Stored data:
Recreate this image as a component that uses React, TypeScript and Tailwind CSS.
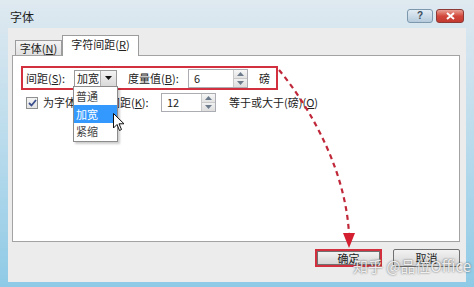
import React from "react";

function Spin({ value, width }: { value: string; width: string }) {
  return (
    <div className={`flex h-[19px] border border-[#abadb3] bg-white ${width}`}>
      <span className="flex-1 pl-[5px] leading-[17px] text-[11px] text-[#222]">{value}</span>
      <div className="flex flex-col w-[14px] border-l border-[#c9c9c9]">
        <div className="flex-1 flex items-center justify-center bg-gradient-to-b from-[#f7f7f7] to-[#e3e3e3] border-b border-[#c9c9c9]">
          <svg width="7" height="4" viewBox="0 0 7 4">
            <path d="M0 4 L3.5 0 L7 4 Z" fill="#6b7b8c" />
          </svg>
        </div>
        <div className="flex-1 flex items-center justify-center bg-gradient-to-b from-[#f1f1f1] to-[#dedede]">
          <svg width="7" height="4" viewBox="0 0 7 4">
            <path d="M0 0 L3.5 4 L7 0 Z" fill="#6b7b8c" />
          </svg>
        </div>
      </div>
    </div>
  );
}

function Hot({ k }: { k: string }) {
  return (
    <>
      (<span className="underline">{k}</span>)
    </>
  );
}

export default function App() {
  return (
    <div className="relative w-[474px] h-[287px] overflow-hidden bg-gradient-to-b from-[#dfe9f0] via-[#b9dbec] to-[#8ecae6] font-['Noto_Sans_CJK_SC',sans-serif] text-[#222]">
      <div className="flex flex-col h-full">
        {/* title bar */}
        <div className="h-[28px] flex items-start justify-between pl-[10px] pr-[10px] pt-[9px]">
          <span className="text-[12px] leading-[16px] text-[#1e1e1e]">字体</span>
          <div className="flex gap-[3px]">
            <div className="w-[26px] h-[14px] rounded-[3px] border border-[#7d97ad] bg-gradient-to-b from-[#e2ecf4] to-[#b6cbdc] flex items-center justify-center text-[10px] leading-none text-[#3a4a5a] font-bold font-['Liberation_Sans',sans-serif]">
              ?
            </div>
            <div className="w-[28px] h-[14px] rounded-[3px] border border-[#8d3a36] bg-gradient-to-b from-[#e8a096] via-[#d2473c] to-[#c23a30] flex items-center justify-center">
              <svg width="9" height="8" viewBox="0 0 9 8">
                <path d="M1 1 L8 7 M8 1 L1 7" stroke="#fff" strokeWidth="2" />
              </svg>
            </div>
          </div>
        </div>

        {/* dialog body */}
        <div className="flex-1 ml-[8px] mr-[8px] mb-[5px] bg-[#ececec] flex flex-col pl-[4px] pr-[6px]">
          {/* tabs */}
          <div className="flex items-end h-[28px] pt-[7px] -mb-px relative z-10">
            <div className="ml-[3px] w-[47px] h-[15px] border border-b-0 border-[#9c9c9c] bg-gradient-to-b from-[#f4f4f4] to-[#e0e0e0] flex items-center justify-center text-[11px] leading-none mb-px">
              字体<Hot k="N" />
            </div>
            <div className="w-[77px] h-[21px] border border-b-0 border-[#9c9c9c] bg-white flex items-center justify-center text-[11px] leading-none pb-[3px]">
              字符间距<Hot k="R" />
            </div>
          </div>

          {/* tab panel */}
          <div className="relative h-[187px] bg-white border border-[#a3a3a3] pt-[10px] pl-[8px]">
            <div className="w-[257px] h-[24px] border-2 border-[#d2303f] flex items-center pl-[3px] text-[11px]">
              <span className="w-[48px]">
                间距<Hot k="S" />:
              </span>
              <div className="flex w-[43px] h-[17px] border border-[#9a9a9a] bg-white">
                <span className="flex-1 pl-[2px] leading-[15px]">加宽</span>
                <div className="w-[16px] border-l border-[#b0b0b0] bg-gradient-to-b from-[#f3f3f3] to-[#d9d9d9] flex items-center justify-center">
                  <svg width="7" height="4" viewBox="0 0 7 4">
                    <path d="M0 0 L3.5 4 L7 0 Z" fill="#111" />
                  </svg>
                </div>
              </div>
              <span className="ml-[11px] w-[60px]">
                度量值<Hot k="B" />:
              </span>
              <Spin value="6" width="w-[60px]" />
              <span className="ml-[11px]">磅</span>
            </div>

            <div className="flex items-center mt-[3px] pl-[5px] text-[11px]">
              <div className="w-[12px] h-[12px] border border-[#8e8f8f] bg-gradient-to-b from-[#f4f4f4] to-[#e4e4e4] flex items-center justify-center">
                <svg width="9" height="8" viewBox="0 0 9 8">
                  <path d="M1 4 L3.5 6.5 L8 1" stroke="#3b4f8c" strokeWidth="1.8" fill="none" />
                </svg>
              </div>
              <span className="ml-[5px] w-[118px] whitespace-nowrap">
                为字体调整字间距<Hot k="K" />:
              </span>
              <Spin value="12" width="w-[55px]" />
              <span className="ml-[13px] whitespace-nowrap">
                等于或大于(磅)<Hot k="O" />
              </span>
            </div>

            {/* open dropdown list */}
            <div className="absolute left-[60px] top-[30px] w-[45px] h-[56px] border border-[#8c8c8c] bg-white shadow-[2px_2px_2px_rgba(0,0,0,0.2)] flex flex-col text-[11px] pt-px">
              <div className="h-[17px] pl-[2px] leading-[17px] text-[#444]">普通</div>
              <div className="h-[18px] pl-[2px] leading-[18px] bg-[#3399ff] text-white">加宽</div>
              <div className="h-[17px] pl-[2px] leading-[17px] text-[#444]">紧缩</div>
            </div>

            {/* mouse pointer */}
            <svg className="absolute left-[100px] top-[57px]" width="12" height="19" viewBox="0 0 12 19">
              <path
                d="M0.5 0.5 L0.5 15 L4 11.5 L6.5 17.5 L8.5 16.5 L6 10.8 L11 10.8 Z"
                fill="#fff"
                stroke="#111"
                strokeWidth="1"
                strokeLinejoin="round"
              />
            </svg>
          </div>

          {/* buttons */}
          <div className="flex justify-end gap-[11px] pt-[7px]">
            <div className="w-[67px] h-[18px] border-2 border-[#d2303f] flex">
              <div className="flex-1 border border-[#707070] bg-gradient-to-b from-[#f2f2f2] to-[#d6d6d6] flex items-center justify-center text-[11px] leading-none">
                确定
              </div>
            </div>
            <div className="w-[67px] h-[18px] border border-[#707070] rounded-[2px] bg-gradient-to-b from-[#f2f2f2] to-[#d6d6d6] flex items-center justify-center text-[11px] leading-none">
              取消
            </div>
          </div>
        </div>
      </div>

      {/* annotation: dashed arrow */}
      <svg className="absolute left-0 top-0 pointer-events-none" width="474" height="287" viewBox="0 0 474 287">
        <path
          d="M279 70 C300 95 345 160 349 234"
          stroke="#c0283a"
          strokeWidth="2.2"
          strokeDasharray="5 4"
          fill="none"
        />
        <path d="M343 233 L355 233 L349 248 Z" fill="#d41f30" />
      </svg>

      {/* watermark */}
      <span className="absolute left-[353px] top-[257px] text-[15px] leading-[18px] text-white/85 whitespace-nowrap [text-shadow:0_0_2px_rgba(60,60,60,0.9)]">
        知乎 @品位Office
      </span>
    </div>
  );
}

Problem to solve:
Reproduce each line word for word and drop the pictures.

Exercise output:
Recreate this image as a component that uses React, TypeScript and Tailwind CSS.
import React from "react";

function Spin({ value, width }: { value: string; width: string }) {
  return (
    <div className={`flex h-[19px] border border-[#abadb3] bg-white ${width}`}>
      <span className="flex-1 pl-[5px] leading-[17px] text-[11px] text-[#222]">{value}</span>
      <div className="flex flex-col w-[14px] border-l border-[#c9c9c9]">
        <div className="flex-1 flex items-center justify-center bg-gradient-to-b from-[#f7f7f7] to-[#e3e3e3] border-b border-[#c9c9c9]">
          <svg width="7" height="4" viewBox="0 0 7 4">
            <path d="M0 4 L3.5 0 L7 4 Z" fill="#6b7b8c" />
          </svg>
        </div>
        <div className="flex-1 flex items-center justify-center bg-gradient-to-b from-[#f1f1f1] to-[#dedede]">
          <svg width="7" height="4" viewBox="0 0 7 4">
            <path d="M0 0 L3.5 4 L7 0 Z" fill="#6b7b8c" />
          </svg>
        </div>
      </div>
    </div>
  );
}

function Hot({ k }: { k: string }) {
  return (
    <>
      (<span className="underline">{k}</span>)
    </>
  );
}

export default function App() {
  return (
    <div className="relative w-[474px] h-[287px] overflow-hidden bg-gradient-to-b from-[#dfe9f0] via-[#b9dbec] to-[#8ecae6] font-['Noto_Sans_CJK_SC',sans-serif] text-[#222]">
      <div className="flex flex-col h-full">
        {/* title bar */}
        <div className="h-[28px] flex items-start justify-between pl-[10px] pr-[10px] pt-[9px]">
          <span className="text-[12px] leading-[16px] text-[#1e1e1e]">字体</span>
          <div className="flex gap-[3px]">
            <div className="w-[26px] h-[14px] rounded-[3px] border border-[#7d97ad] bg-gradient-to-b from-[#e2ecf4] to-[#b6cbdc] flex items-center justify-center text-[10px] leading-none text-[#3a4a5a] font-bold font-['Liberation_Sans',sans-serif]">
              ?
            </div>
            <div className="w-[28px] h-[14px] rounded-[3px] border border-[#8d3a36] bg-gradient-to-b from-[#e8a096] via-[#d2473c] to-[#c23a30] flex items-center justify-center">
              <svg width="9" height="8" viewBox="0 0 9 8">
                <path d="M1 1 L8 7 M8 1 L1 7" stroke="#fff" strokeWidth="2" />
              </svg>
            </div>
          </div>
        </div>

        {/* dialog body */}
        <div className="flex-1 ml-[8px] mr-[8px] mb-[5px] bg-[#ececec] flex flex-col pl-[4px] pr-[6px]">
          {/* tabs */}
          <div className="flex items-end h-[28px] pt-[7px] -mb-px relative z-10">
            <div className="ml-[3px] w-[47px] h-[15px] border border-b-0 border-[#9c9c9c] bg-gradient-to-b from-[#f4f4f4] to-[#e0e0e0] flex items-center justify-center text-[11px] leading-none mb-px">
              字体<Hot k="N" />
            </div>
            <div className="w-[77px] h-[21px] border border-b-0 border-[#9c9c9c] bg-white flex items-center justify-center text-[11px] leading-none pb-[3px]">
              字符间距<Hot k="R" />
            </div>
          </div>

          {/* tab panel */}
          <div className="relative h-[187px] bg-white border border-[#a3a3a3] pt-[10px] pl-[8px]">
            <div className="w-[257px] h-[24px] border-2 border-[#d2303f] flex items-center pl-[3px] text-[11px]">
              <span className="w-[48px]">
                间距<Hot k="S" />:
              </span>
              <div className="flex w-[43px] h-[17px] border border-[#9a9a9a] bg-white">
                <span className="flex-1 pl-[2px] leading-[15px]">加宽</span>
                <div className="w-[16px] border-l border-[#b0b0b0] bg-gradient-to-b from-[#f3f3f3] to-[#d9d9d9] flex items-center justify-center">
                  <svg width="7" height="4" viewBox="0 0 7 4">
                    <path d="M0 0 L3.5 4 L7 0 Z" fill="#111" />
                  </svg>
                </div>
              </div>
              <span className="ml-[11px] w-[60px]">
                度量值<Hot k="B" />:
              </span>
              <Spin value="6" width="w-[60px]" />
              <span className="ml-[11px]">磅</span>
            </div>

            <div className="flex items-center mt-[3px] pl-[5px] text-[11px]">
              <div className="w-[12px] h-[12px] border border-[#8e8f8f] bg-gradient-to-b from-[#f4f4f4] to-[#e4e4e4] flex items-center justify-center">
                <svg width="9" height="8" viewBox="0 0 9 8">
                  <path d="M1 4 L3.5 6.5 L8 1" stroke="#3b4f8c" strokeWidth="1.8" fill="none" />
                </svg>
              </div>
              <span className="ml-[5px] w-[118px] whitespace-nowrap">
                为字体调整字间距<Hot k="K" />:
              </span>
              <Spin value="12" width="w-[55px]" />
              <span className="ml-[13px] whitespace-nowrap">
                等于或大于(磅)<Hot k="O" />
              </span>
            </div>

            {/* open dropdown list */}
            <div className="absolute left-[60px] top-[30px] w-[45px] h-[56px] border border-[#8c8c8c] bg-white shadow-[2px_2px_2px_rgba(0,0,0,0.2)] flex flex-col text-[11px] pt-px">
              <div className="h-[17px] pl-[2px] leading-[17px] text-[#444]">普通</div>
              <div className="h-[18px] pl-[2px] leading-[18px] bg-[#3399ff] text-white">加宽</div>
              <div className="h-[17px] pl-[2px] leading-[17px] text-[#444]">紧缩</div>
            </div>

            {/* mouse pointer */}
            <svg className="absolute left-[100px] top-[57px]" width="12" height="19" viewBox="0 0 12 19">
              <path
                d="M0.5 0.5 L0.5 15 L4 11.5 L6.5 17.5 L8.5 16.5 L6 10.8 L11 10.8 Z"
                fill="#fff"
                stroke="#111"
                strokeWidth="1"
                strokeLinejoin="round"
              />
            </svg>
          </div>

          {/* buttons */}
          <div className="flex justify-end gap-[11px] pt-[7px]">
            <div className="w-[67px] h-[18px] border-2 border-[#d2303f] flex">
              <div className="flex-1 border border-[#707070] bg-gradient-to-b from-[#f2f2f2] to-[#d6d6d6] flex items-center justify-center text-[11px] leading-none">
                确定
              </div>
            </div>
            <div className="w-[67px] h-[18px] border border-[#707070] rounded-[2px] bg-gradient-to-b from-[#f2f2f2] to-[#d6d6d6] flex items-center justify-center text-[11px] leading-none">
              取消
            </div>
          </div>
        </div>
      </div>

      {/* annotation: dashed arrow */}
      <svg className="absolute left-0 top-0 pointer-events-none" width="474" height="287" viewBox="0 0 474 287">
        <path
          d="M279 70 C300 95 345 160 349 234"
          stroke="#c0283a"
          strokeWidth="2.2"
          strokeDasharray="5 4"
          fill="none"
        />
        <path d="M343 233 L355 233 L349 248 Z" fill="#d41f30" />
      </svg>

      {/* watermark */}
      <span className="absolute left-[353px] top-[257px] text-[15px] leading-[18px] text-white/85 whitespace-nowrap [text-shadow:0_0_2px_rgba(60,60,60,0.9)]">
        知乎 @品位Office
      </span>
    </div>
  );
}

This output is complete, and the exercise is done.